The request: Print the listing in its entirety and exactly, leaving out images.

Dataset excerpt:
== == ==

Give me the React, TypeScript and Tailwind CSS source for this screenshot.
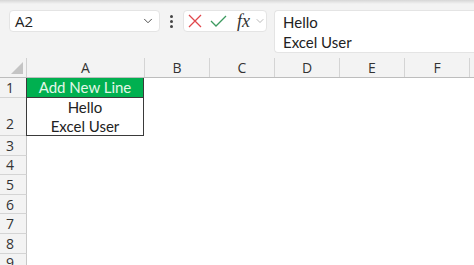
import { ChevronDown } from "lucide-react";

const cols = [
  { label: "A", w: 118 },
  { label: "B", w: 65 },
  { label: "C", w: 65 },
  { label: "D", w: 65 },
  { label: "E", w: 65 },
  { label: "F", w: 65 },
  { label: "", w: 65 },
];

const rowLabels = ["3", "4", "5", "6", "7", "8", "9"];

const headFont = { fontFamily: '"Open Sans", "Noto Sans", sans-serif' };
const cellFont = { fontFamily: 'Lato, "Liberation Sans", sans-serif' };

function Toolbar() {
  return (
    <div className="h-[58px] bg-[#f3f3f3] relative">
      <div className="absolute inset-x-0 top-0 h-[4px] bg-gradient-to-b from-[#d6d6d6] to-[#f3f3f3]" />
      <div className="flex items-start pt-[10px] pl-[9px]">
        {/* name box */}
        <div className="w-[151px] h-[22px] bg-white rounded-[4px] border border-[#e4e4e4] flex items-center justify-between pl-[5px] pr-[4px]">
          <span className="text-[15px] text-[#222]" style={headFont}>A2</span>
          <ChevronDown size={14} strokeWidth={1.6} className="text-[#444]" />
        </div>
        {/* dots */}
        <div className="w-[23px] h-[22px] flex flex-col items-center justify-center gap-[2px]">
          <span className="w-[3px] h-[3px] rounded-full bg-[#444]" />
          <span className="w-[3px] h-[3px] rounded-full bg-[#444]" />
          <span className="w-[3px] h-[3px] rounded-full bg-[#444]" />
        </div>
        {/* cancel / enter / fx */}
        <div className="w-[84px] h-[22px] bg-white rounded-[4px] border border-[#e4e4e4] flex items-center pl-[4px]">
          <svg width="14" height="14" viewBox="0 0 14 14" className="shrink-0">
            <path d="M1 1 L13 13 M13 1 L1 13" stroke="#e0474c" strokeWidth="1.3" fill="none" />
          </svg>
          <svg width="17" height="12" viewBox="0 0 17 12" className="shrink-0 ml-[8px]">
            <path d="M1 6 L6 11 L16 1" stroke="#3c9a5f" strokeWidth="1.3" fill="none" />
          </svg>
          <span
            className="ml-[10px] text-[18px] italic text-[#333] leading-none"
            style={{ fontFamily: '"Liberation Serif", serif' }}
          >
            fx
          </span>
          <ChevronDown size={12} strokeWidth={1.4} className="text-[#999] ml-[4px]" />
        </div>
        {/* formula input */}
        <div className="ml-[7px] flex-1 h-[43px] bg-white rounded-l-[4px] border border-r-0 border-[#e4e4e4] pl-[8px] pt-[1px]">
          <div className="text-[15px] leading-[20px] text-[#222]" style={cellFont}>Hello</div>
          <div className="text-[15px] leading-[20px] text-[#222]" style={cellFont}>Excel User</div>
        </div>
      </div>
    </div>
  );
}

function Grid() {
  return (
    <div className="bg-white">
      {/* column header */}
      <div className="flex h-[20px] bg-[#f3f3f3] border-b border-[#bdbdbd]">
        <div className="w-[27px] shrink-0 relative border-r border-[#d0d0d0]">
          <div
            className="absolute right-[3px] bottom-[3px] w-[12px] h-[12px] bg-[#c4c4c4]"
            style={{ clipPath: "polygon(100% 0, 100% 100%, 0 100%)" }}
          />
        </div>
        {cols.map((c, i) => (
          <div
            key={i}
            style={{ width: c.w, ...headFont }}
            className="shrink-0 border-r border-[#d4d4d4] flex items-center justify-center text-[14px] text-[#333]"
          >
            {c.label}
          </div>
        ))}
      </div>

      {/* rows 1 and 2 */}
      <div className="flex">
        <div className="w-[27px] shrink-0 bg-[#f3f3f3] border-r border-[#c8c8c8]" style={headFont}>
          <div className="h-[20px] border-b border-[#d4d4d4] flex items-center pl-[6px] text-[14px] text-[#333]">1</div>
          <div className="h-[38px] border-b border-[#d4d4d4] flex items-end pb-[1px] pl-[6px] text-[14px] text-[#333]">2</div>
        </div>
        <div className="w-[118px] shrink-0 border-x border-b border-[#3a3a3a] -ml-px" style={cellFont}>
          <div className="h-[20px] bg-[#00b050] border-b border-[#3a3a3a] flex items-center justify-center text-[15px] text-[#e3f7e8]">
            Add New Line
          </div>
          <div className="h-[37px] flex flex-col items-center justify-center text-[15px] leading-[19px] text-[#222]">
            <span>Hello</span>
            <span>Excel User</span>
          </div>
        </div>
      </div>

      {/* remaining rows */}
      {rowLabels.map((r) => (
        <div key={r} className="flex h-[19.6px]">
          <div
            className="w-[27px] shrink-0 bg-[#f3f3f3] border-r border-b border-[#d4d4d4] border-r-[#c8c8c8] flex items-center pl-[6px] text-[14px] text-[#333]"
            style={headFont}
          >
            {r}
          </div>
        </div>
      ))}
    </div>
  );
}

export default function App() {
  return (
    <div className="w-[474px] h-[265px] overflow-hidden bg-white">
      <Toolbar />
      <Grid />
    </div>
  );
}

== == ==

Output for this task:
Give me the React, TypeScript and Tailwind CSS source for this screenshot.
import { ChevronDown } from "lucide-react";

const cols = [
  { label: "A", w: 118 },
  { label: "B", w: 65 },
  { label: "C", w: 65 },
  { label: "D", w: 65 },
  { label: "E", w: 65 },
  { label: "F", w: 65 },
  { label: "", w: 65 },
];

const rowLabels = ["3", "4", "5", "6", "7", "8", "9"];

const headFont = { fontFamily: '"Open Sans", "Noto Sans", sans-serif' };
const cellFont = { fontFamily: 'Lato, "Liberation Sans", sans-serif' };

function Toolbar() {
  return (
    <div className="h-[58px] bg-[#f3f3f3] relative">
      <div className="absolute inset-x-0 top-0 h-[4px] bg-gradient-to-b from-[#d6d6d6] to-[#f3f3f3]" />
      <div className="flex items-start pt-[10px] pl-[9px]">
        {/* name box */}
        <div className="w-[151px] h-[22px] bg-white rounded-[4px] border border-[#e4e4e4] flex items-center justify-between pl-[5px] pr-[4px]">
          <span className="text-[15px] text-[#222]" style={headFont}>A2</span>
          <ChevronDown size={14} strokeWidth={1.6} className="text-[#444]" />
        </div>
        {/* dots */}
        <div className="w-[23px] h-[22px] flex flex-col items-center justify-center gap-[2px]">
          <span className="w-[3px] h-[3px] rounded-full bg-[#444]" />
          <span className="w-[3px] h-[3px] rounded-full bg-[#444]" />
          <span className="w-[3px] h-[3px] rounded-full bg-[#444]" />
        </div>
        {/* cancel / enter / fx */}
        <div className="w-[84px] h-[22px] bg-white rounded-[4px] border border-[#e4e4e4] flex items-center pl-[4px]">
          <svg width="14" height="14" viewBox="0 0 14 14" className="shrink-0">
            <path d="M1 1 L13 13 M13 1 L1 13" stroke="#e0474c" strokeWidth="1.3" fill="none" />
          </svg>
          <svg width="17" height="12" viewBox="0 0 17 12" className="shrink-0 ml-[8px]">
            <path d="M1 6 L6 11 L16 1" stroke="#3c9a5f" strokeWidth="1.3" fill="none" />
          </svg>
          <span
            className="ml-[10px] text-[18px] italic text-[#333] leading-none"
            style={{ fontFamily: '"Liberation Serif", serif' }}
          >
            fx
          </span>
          <ChevronDown size={12} strokeWidth={1.4} className="text-[#999] ml-[4px]" />
        </div>
        {/* formula input */}
        <div className="ml-[7px] flex-1 h-[43px] bg-white rounded-l-[4px] border border-r-0 border-[#e4e4e4] pl-[8px] pt-[1px]">
          <div className="text-[15px] leading-[20px] text-[#222]" style={cellFont}>Hello</div>
          <div className="text-[15px] leading-[20px] text-[#222]" style={cellFont}>Excel User</div>
        </div>
      </div>
    </div>
  );
}

function Grid() {
  return (
    <div className="bg-white">
      {/* column header */}
      <div className="flex h-[20px] bg-[#f3f3f3] border-b border-[#bdbdbd]">
        <div className="w-[27px] shrink-0 relative border-r border-[#d0d0d0]">
          <div
            className="absolute right-[3px] bottom-[3px] w-[12px] h-[12px] bg-[#c4c4c4]"
            style={{ clipPath: "polygon(100% 0, 100% 100%, 0 100%)" }}
          />
        </div>
        {cols.map((c, i) => (
          <div
            key={i}
            style={{ width: c.w, ...headFont }}
            className="shrink-0 border-r border-[#d4d4d4] flex items-center justify-center text-[14px] text-[#333]"
          >
            {c.label}
          </div>
        ))}
      </div>

      {/* rows 1 and 2 */}
      <div className="flex">
        <div className="w-[27px] shrink-0 bg-[#f3f3f3] border-r border-[#c8c8c8]" style={headFont}>
          <div className="h-[20px] border-b border-[#d4d4d4] flex items-center pl-[6px] text-[14px] text-[#333]">1</div>
          <div className="h-[38px] border-b border-[#d4d4d4] flex items-end pb-[1px] pl-[6px] text-[14px] text-[#333]">2</div>
        </div>
        <div className="w-[118px] shrink-0 border-x border-b border-[#3a3a3a] -ml-px" style={cellFont}>
          <div className="h-[20px] bg-[#00b050] border-b border-[#3a3a3a] flex items-center justify-center text-[15px] text-[#e3f7e8]">
            Add New Line
          </div>
          <div className="h-[37px] flex flex-col items-center justify-center text-[15px] leading-[19px] text-[#222]">
            <span>Hello</span>
            <span>Excel User</span>
          </div>
        </div>
      </div>

      {/* remaining rows */}
      {rowLabels.map((r) => (
        <div key={r} className="flex h-[19.6px]">
          <div
            className="w-[27px] shrink-0 bg-[#f3f3f3] border-r border-b border-[#d4d4d4] border-r-[#c8c8c8] flex items-center pl-[6px] text-[14px] text-[#333]"
            style={headFont}
          >
            {r}
          </div>
        </div>
      ))}
    </div>
  );
}

export default function App() {
  return (
    <div className="w-[474px] h-[265px] overflow-hidden bg-white">
      <Toolbar />
      <Grid />
    </div>
  );
}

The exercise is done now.